If I use viewClade() on p2 the above mentioned error message is displayed and a white figure is generated (in older versions of ggtree, a different figure would be generated, where all branches would lie on top of each other).

brj1 commented 4 years ago

You can work from fortify to filter by the desired clade.

subtree <- fortify(tree, aes(color=group), yscale = "trait") %>% dplyr::filter(group == 1)

p <- ggtree(subtree,  layout = "slanted") + 
  geom_tiplab(size = 1) +
  theme_minimal()
p

Also, viewClade does not work with fan, circular nor unrooted tree layouts.

AEgit commented 4 years ago

Thank you very much - yes, this is a nice workaround that might be better than what I was doing (which was basically recreate the whole object, while you use the dplyr::filter() function to select the group of choice).
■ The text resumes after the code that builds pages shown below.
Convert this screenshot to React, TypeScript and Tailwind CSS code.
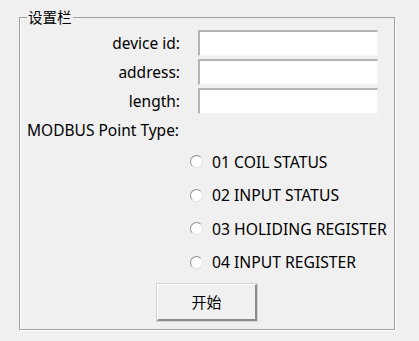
import React from "react";

const font = { fontFamily: '"Noto Sans", "Noto Sans CJK SC", sans-serif' };

function Radio({ label }: { label: string }) {
  return (
    <div className="flex h-[33.5px] items-center">
      <span className="box-border h-[13px] w-[13px] rounded-full border-[1.5px] border-t-[#8f8f8f] border-l-[#8f8f8f] border-b-[#e0e0e0] border-r-[#e0e0e0] bg-white" />
      <span className="ml-[9px] text-[15.7px] leading-[20px] text-black">{label}</span>
    </div>
  );
}

function Field({ label }: { label: string }) {
  return (
    <>
      <div className="flex h-[26px] items-center justify-end text-[15.5px] leading-[20px] text-black">{label}</div>
      <div className="box-border h-[26px] w-[180px] border-t-2 border-l-2 border-b border-r border-t-[#b4b4b4] border-l-[#b4b4b4] border-b-[#f4f4f4] border-r-[#f4f4f4] bg-white" />
    </>
  );
}

export default function App() {
  return (
    <div className="h-[341px] w-[419px] bg-[#f0f0f0] pt-[8px] pl-[19px]" style={font}>
      <fieldset className="box-border h-[322px] w-[376px] border border-[#a0a0a0] shadow-[1px_1px_0_#ffffff,inset_1px_0_0_#ffffff]">
        <legend className="ml-[7px] px-[1px] text-[14.5px] leading-[18px] text-black">设置栏</legend>
        <div className="mt-[4px] grid grid-cols-[160px_180px] gap-x-[18px] gap-y-[3px]">
          <Field label="device id:" />
          <Field label="address:" />
          <Field label="length:" />
        </div>
        <div className="mt-[6px] pl-[7px] text-[15.5px] leading-[20px] text-black">MODBUS Point Type:</div>
        <div className="mt-[5px] flex flex-col pl-[170px]">
          <Radio label="01 COIL STATUS" />
          <Radio label="02 INPUT STATUS" />
          <Radio label="03 HOLIDING REGISTER" />
          <Radio label="04 INPUT REGISTER" />
        </div>
        <div className="mt-[5px] pl-[137px]">
          <button className="box-border flex h-[37px] w-[100px] items-center justify-center border-t border-l border-b-2 border-r-2 border-t-[#ffffff] border-l-[#ffffff] border-b-[#8c8c8c] border-r-[#8c8c8c] bg-[#f0f0f0] text-[15px] leading-[18px] text-black shadow-[0_0_0_1px_#d4d4d4]">
            开始
          </button>
        </div>
      </fieldset>
    </div>
  );
}
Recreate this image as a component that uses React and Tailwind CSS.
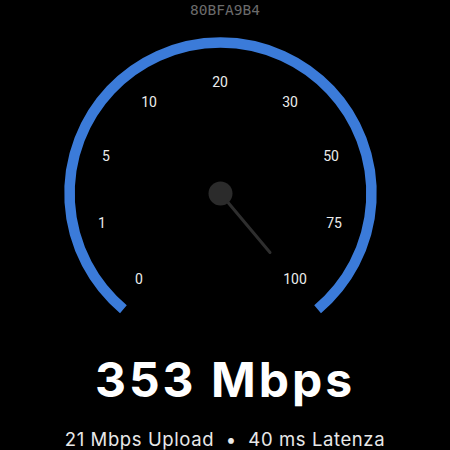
import React from "react";

const labels = [
  { t: "0", x: 139, y: 279 },
  { t: "1", x: 102, y: 223 },
  { t: "5", x: 106, y: 156 },
  { t: "10", x: 149, y: 102 },
  { t: "20", x: 220, y: 82 },
  { t: "30", x: 290, y: 102 },
  { t: "50", x: 331, y: 156 },
  { t: "75", x: 334, y: 223 },
  { t: "100", x: 295, y: 279 },
];

function Gauge() {
  // arc runs from 130deg over the top to 50deg, center (220.5, 193.5)
  return (
    <svg width="450" height="336" viewBox="0 20 450 336" className="block">
      <path
        d="M 123.4 309.2 A 151 151 0 1 1 317.6 309.2"
        fill="none"
        stroke="#3b7bd9"
        strokeWidth="10.5"
      />
      {labels.map((l) => (
        <text
          key={l.t}
          x={l.x}
          y={l.y}
          textAnchor="middle"
          dominantBaseline="central"
          fill="#ececec"
          fontSize="14"
          fontFamily="Roboto, sans-serif"
        >
          {l.t}
        </text>
      ))}
      <line x1="220.5" y1="193.5" x2="270" y2="252.5" stroke="#2e2e2e" strokeWidth="3" strokeLinecap="round" />
      <circle cx="220.5" cy="193.5" r="12" fill="#2b2b2b" />
    </svg>
  );
}

export default function App() {
  return (
    <div className="w-[450px] h-[450px] bg-black overflow-hidden flex flex-col items-center">
      <p className="text-[14.5px] leading-[20px] text-[#6b6b6b] font-['DejaVu_Sans_Mono',monospace]">80BFA9B4</p>
      <Gauge />
      <h1 className="text-[48px] leading-[48px] font-bold tracking-[3px] text-white font-['Inter',sans-serif]">353 Mbps</h1>
      <p className="mt-[26px] text-[18.5px] leading-[19px] tracking-[0.6px] text-[#e8e8e8] font-['Inter',sans-serif] whitespace-pre">
        21 Mbps Upload  •  40 ms Latenza
      </p>
    </div>
  );
}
I reckon, if you wanted to have the branches coloured according to the trait value (as in the original post), you would need something like this:

subtree <- fortify(tree, aes(color=trait), continuous = TRUE, yscale = "trait") %>% dplyr::filter(group == 1)
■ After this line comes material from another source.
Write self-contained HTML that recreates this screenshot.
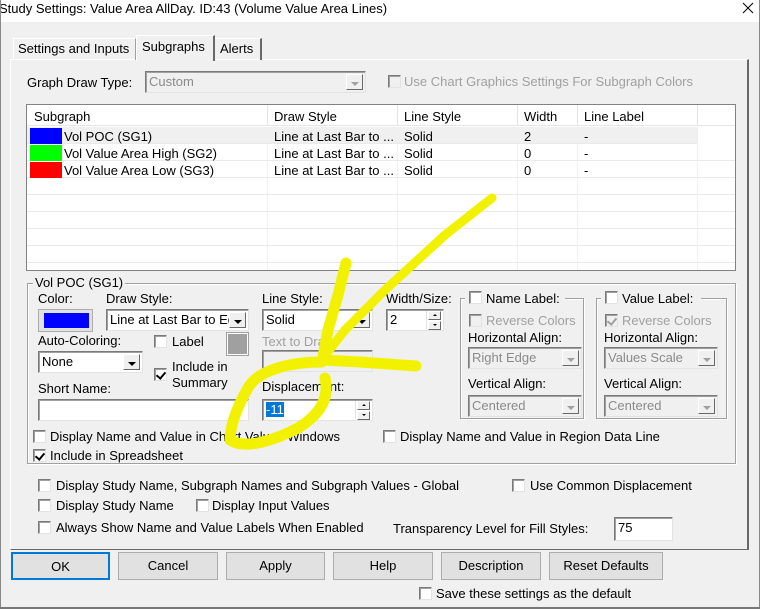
<!DOCTYPE html>
<html><head><style>
*{box-sizing:border-box;margin:0;padding:0}
body{width:760px;height:609px;position:relative;background:#f0f0f0;font-family:"Liberation Sans",Arial,sans-serif;font-size:13px;color:#000;overflow:hidden}
.a{position:absolute;white-space:nowrap}
.t{position:absolute;white-space:nowrap;line-height:15px}
.g{color:#a0a0a0}
.edit{position:absolute;background:#fff;border:1px solid #7a7a7a;border-right-color:#e3e3e3;border-bottom-color:#e3e3e3;box-shadow:inset 1px 1px 0 #a0a0a0;padding:2px 3px;line-height:16px}
.dis{background:#f0f0f0;color:#8a8a8a}
.dd{position:absolute;top:2px;right:2px;bottom:2px;width:17px;background:#f0f0f0;border:1px solid #fff;border-right-color:#696969;border-bottom-color:#696969}
.dd:after{content:"";position:absolute;left:4px;top:7px;border-left:4px solid transparent;border-right:4px solid transparent;border-top:4px solid #000}
.dd.gr:after{border-top-color:#a0a0a0}
.cb{position:absolute;width:13px;height:13px;background:#fff;border:1px solid #7a7a7a;border-right-color:#e3e3e3;border-bottom-color:#e3e3e3;box-shadow:inset 1px 1px 0 #a0a0a0}
.cb.d{background:#f0f0f0}
.cb.k:after{content:"";position:absolute;left:3px;top:1px;width:4px;height:7px;border:solid #000;border-width:0 2px 2px 0;transform:rotate(40deg)}
.cb.d.k:after{border-color:#a0a0a0}
.btn{position:absolute;height:28px;top:552px;background:#e1e1e1;border:1px solid #adadad;text-align:center;line-height:26px}
.grp{position:absolute;border:1px solid #a0a0a0;box-shadow:1px 1px 0 #fff, inset 1px 1px 0 #fff}
.spin{position:absolute;right:1px;top:1px;bottom:1px;width:16px;border-left:1px solid #e3e3e3}
.spin i{position:absolute;left:1px;width:13px;height:9px;background:#f0f0f0;border:1px solid #fff;border-right-color:#696969;border-bottom-color:#696969}
.spin i:after{content:"";position:absolute;left:4px;top:2px;border-left:2px solid transparent;border-right:2px solid transparent}
.spin i.u:after{border-bottom:2px solid #000}
.spin i.dn:after{border-top:2px solid #000}
.row{position:absolute;left:27px;width:708px;height:17px;border-bottom:1px solid #eaeaea}
</style></head><body>
<div class="a" style="left:0;top:0;width:760px;height:22px;background:#fff"></div>
<div class="t" style="left:-1px;top:1px">Study Settings: Value Area AllDay. ID:43 (Volume Value Area Lines)</div>
<svg class="a" style="left:742px;top:2px" width="12" height="12"><path d="M1 1L11 11M11 1L1 11" stroke="#000" stroke-width="1"/></svg>
<div class="a" style="left:0;top:0;width:1px;height:609px;background:#888"></div>
<div class="a" style="left:759px;top:0;width:1px;height:609px;background:#888"></div>
<div class="a" style="left:0;top:607px;width:760px;height:2px;background:#777"></div>

<div class="a" style="left:10px;top:59px;width:739px;height:491px;border:1px solid #fff;border-right:2px solid #696969;border-bottom:1px solid #696969;background:#f0f0f0"></div>
<div class="a" style="left:13px;top:38px;width:123px;height:22px;border:1px solid #fff;border-bottom:none;border-right:1px solid #a0a0a0"></div>
<div class="t" style="left:18px;top:41px">Settings and Inputs</div>
<div class="a" style="left:136px;top:35px;width:79px;height:26px;border:1px solid #fff;border-bottom:none;border-right:2px solid #696969;background:#f0f0f0"></div>
<div class="t" style="left:142px;top:39px">Subgraphs</div>
<div class="a" style="left:215px;top:38px;width:47px;height:22px;border-top:1px solid #fff;border-right:2px solid #696969"></div>
<div class="t" style="left:220px;top:41px">Alerts</div>

<div class="t" style="left:27px;top:75px">Graph Draw Type:</div>
<div class="edit dis" style="left:145px;top:71px;width:221px;height:22px">Custom<div class="dd gr"></div></div>
<div class="cb d" style="left:388px;top:75px"></div>
<div class="t g" style="left:404px;top:74px">Use Chart Graphics Settings For Subgraph Colors</div>

<div class="a" style="left:26px;top:104px;width:710px;height:167px;background:#fff;border:1px solid #828282"></div>
<div class="a" style="left:27px;top:105px;width:708px;height:21px;background:#fff;border-bottom:1px solid #e5e5e5"></div>
<div class="a" style="left:267px;top:105px;width:1px;height:21px;background:#e5e5e5"></div>
<div class="a" style="left:397px;top:105px;width:1px;height:21px;background:#e5e5e5"></div>
<div class="a" style="left:517px;top:105px;width:1px;height:21px;background:#e5e5e5"></div>
<div class="a" style="left:577px;top:105px;width:1px;height:21px;background:#e5e5e5"></div>
<div class="a" style="left:697px;top:105px;width:1px;height:21px;background:#e5e5e5"></div>
<div class="t" style="left:34px;top:109px">Subgraph</div>
<div class="t" style="left:274px;top:109px">Draw Style</div>
<div class="t" style="left:404px;top:109px">Line Style</div>
<div class="t" style="left:524px;top:109px">Width</div>
<div class="t" style="left:584px;top:109px">Line Label</div>
<div class="a" style="left:267px;top:127px;width:1px;height:143px;background:#f0f0f0"></div>
<div class="a" style="left:397px;top:127px;width:1px;height:143px;background:#f0f0f0"></div>
<div class="a" style="left:517px;top:127px;width:1px;height:143px;background:#f0f0f0"></div>
<div class="a" style="left:577px;top:127px;width:1px;height:143px;background:#f0f0f0"></div>
<div class="a" style="left:697px;top:127px;width:1px;height:143px;background:#f0f0f0"></div>
<div class="row" style="top:127px;background:#f0f0f0;width:670px"></div>
<div class="row" style="top:144px"></div>
<div class="row" style="top:161px"></div>
<div class="row" style="top:178px"></div><div class="row" style="top:195px"></div><div class="row" style="top:212px"></div><div class="row" style="top:229px"></div><div class="row" style="top:246px"></div>
<div class="a" style="left:30px;top:128px;width:32px;height:16px;background:#0000ff"></div>
<div class="a" style="left:30px;top:145px;width:32px;height:16px;background:#00ff00"></div>
<div class="a" style="left:30px;top:162px;width:32px;height:16px;background:#ff0000"></div>
<div class="t" style="left:64px;top:129px">Vol POC (SG1)</div>
<div class="t" style="left:64px;top:146px">Vol Value Area High (SG2)</div>
<div class="t" style="left:64px;top:163px">Vol Value Area Low (SG3)</div>
<div class="t" style="left:274px;top:129px">Line at Last Bar to ...</div>
<div class="t" style="left:274px;top:146px">Line at Last Bar to ...</div>
<div class="t" style="left:274px;top:163px">Line at Last Bar to ...</div>
<div class="t" style="left:404px;top:129px">Solid</div><div class="t" style="left:404px;top:146px">Solid</div><div class="t" style="left:404px;top:163px">Solid</div>
<div class="t" style="left:524px;top:129px">2</div><div class="t" style="left:524px;top:146px">0</div><div class="t" style="left:524px;top:163px">0</div>
<div class="t" style="left:584px;top:129px">-</div><div class="t" style="left:584px;top:146px">-</div><div class="t" style="left:584px;top:163px">-</div>

<div class="grp" style="left:27px;top:283px;width:709px;height:181px"></div>
<div class="t" style="left:33px;top:275px;background:#f0f0f0;padding:0 2px">Vol POC (SG1)</div>
<div class="t" style="left:38px;top:291px">Color:</div>
<div class="a" style="left:38px;top:309px;width:55px;height:23px;background:#e1e1e1;border:1px solid #adadad"><div class="a" style="left:5px;top:3px;width:45px;height:15px;background:#0000ff"></div></div>
<div class="t" style="left:106px;top:291px">Draw Style:</div>
<div class="edit" style="left:106px;top:309px;width:143px;height:22px;overflow:hidden">Line at Last Bar to Ed<div class="dd"></div></div>
<div class="t" style="left:262px;top:291px">Line Style:</div>
<div class="edit" style="left:262px;top:309px;width:111px;height:22px">Solid<div class="dd"></div></div>
<div class="t" style="left:386px;top:291px">Width/Size:</div>
<div class="edit" style="left:386px;top:309px;width:58px;height:22px">2<div class="spin"><i class="u" style="top:0"></i><i class="dn" style="top:10px"></i></div></div>
<div class="t" style="left:38px;top:333px">Auto-Coloring:</div>
<div class="edit" style="left:38px;top:351px;width:105px;height:22px">None<div class="dd"></div></div>
<div class="cb" style="left:154px;top:335px"></div>
<div class="t" style="left:172px;top:334px">Label</div>
<div class="a" style="left:227px;top:333px;width:21px;height:22px;background:#a0a0a0;border:1px solid #fff;outline:1px solid #a0a0a0"></div>
<div class="cb k" style="left:154px;top:368px"></div>
<div class="t" style="left:172px;top:359px">Include in</div>
<div class="t" style="left:172px;top:375px">Summary</div>
<div class="t g" style="left:262px;top:334px">Text to Draw:</div>
<div class="edit dis" style="left:262px;top:350px;width:111px;height:22px"></div>
<div class="t" style="left:38px;top:381px">Short Name:</div>
<div class="edit" style="left:38px;top:399px;width:211px;height:22px"></div>
<div class="t" style="left:262px;top:379px">Displacement:</div>
<div class="edit" style="left:262px;top:399px;width:111px;height:22px"><span style="background:#0078d7;color:#fff">-11</span><div class="spin"><i class="u" style="top:0"></i><i class="dn" style="top:10px"></i></div></div>
<div class="cb" style="left:33px;top:430px"></div>
<div class="t" style="left:50px;top:429px">Display Name and Value in Chart Values Windows</div>
<div class="cb" style="left:383px;top:430px"></div>
<div class="t" style="left:400px;top:429px">Display Name and Value in Region Data Line</div>
<div class="cb k" style="left:33px;top:449px"></div>
<div class="t" style="left:50px;top:448px">Include in Spreadsheet</div>

<div class="grp" style="left:460px;top:298px;width:124px;height:121px"></div>
<div class="a" style="left:465px;top:290px;width:100px;height:16px;background:#f0f0f0"></div>
<div class="cb" style="left:469px;top:291px"></div>
<div class="t" style="left:486px;top:291px">Name Label:</div>
<div class="cb d" style="left:469px;top:314px"></div>
<div class="t g" style="left:486px;top:313px">Reverse Colors</div>
<div class="t" style="left:468px;top:330px">Horizontal Align:</div>
<div class="edit dis" style="left:468px;top:347px;width:114px;height:22px">Right Edge<div class="dd gr"></div></div>
<div class="t" style="left:468px;top:376px">Vertical Align:</div>
<div class="edit dis" style="left:468px;top:395px;width:114px;height:22px">Centered<div class="dd gr"></div></div>
<div class="grp" style="left:596px;top:298px;width:131px;height:121px"></div>
<div class="a" style="left:601px;top:290px;width:100px;height:16px;background:#f0f0f0"></div>
<div class="cb" style="left:605px;top:291px"></div>
<div class="t" style="left:622px;top:291px">Value Label:</div>
<div class="cb d k" style="left:605px;top:314px"></div>
<div class="t g" style="left:622px;top:313px">Reverse Colors</div>
<div class="t" style="left:604px;top:330px">Horizontal Align:</div>
<div class="edit dis" style="left:604px;top:347px;width:114px;height:22px">Values Scale<div class="dd gr"></div></div>
<div class="t" style="left:604px;top:376px">Vertical Align:</div>
<div class="edit dis" style="left:604px;top:395px;width:114px;height:22px">Centered<div class="dd gr"></div></div>

<div class="cb" style="left:38px;top:479px"></div>
<div class="t" style="left:56px;top:478px">Display Study Name, Subgraph Names and Subgraph Values - Global</div>
<div class="cb" style="left:512px;top:479px"></div>
<div class="t" style="left:530px;top:478px">Use Common Displacement</div>
<div class="cb" style="left:38px;top:499px"></div>
<div class="t" style="left:56px;top:498px">Display Study Name</div>
<div class="cb" style="left:196px;top:499px"></div>
<div class="t" style="left:212px;top:498px">Display Input Values</div>
<div class="cb" style="left:38px;top:521px"></div>
<div class="t" style="left:56px;top:520px">Always Show Name and Value Labels When Enabled</div>
<div class="t" style="left:393px;top:521px">Transparency Level for Fill Styles:</div>
<div class="edit" style="left:614px;top:517px;width:59px;height:24px">75</div>

<div class="btn" style="left:11px;width:99px;border:2px solid #0078d7;background:#e1e1e1">OK</div>
<div class="btn" style="left:118px;width:100px">Cancel</div>
<div class="btn" style="left:226px;width:99px">Apply</div>
<div class="btn" style="left:333px;width:100px">Help</div>
<div class="btn" style="left:441px;width:100px">Description</div>
<div class="btn" style="left:549px;width:114px">Reset Defaults</div>
<div class="cb" style="left:419px;top:587px"></div>
<div class="t" style="left:436px;top:586px">Save these settings as the default</div>

<svg class="a" style="left:0;top:0" width="760" height="609">
<g fill="none" stroke="#f2f200" stroke-width="11" stroke-linecap="round" stroke-linejoin="round">
<path d="M492 198 L445 235 L385 290 L345 330 L323 358" stroke-width="9"/>
<path d="M323 360 L360 362 L416 366"/>
<path d="M346 263 L338 295 L328 330 L322 362 C290 362 258 370 248 388 C238 405 230 425 230 440 C245 450 275 440 298 428 C318 416 330 400 325 378"/>
</g>
</svg>
</body></html>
p <- ggtree(subtree, layout = "slanted", aes(color=trait), yscale = "trait") + 
  geom_tiplab(size = 1) +
  scale_color_viridis_c() +
  theme_minimal()
p

Ultimately, it is still just a workaround - the user still needs to generate a new ggtree object. The current behaviour of viewClade() for phenograms does not seem intended. If it is intended, then I reckon there would be demand for a new function in ggtree that ONLY plots the subclade of interest of an already existing ggtree object (i. e., which hides all other clades).

As you mention viewClade() does not work at the moment for other layouts. I reckon people would be interested to see this implemented at some point in time in ggtree.

Do you think we can expect to see this additional functionality implemented in ggtree at some point in time?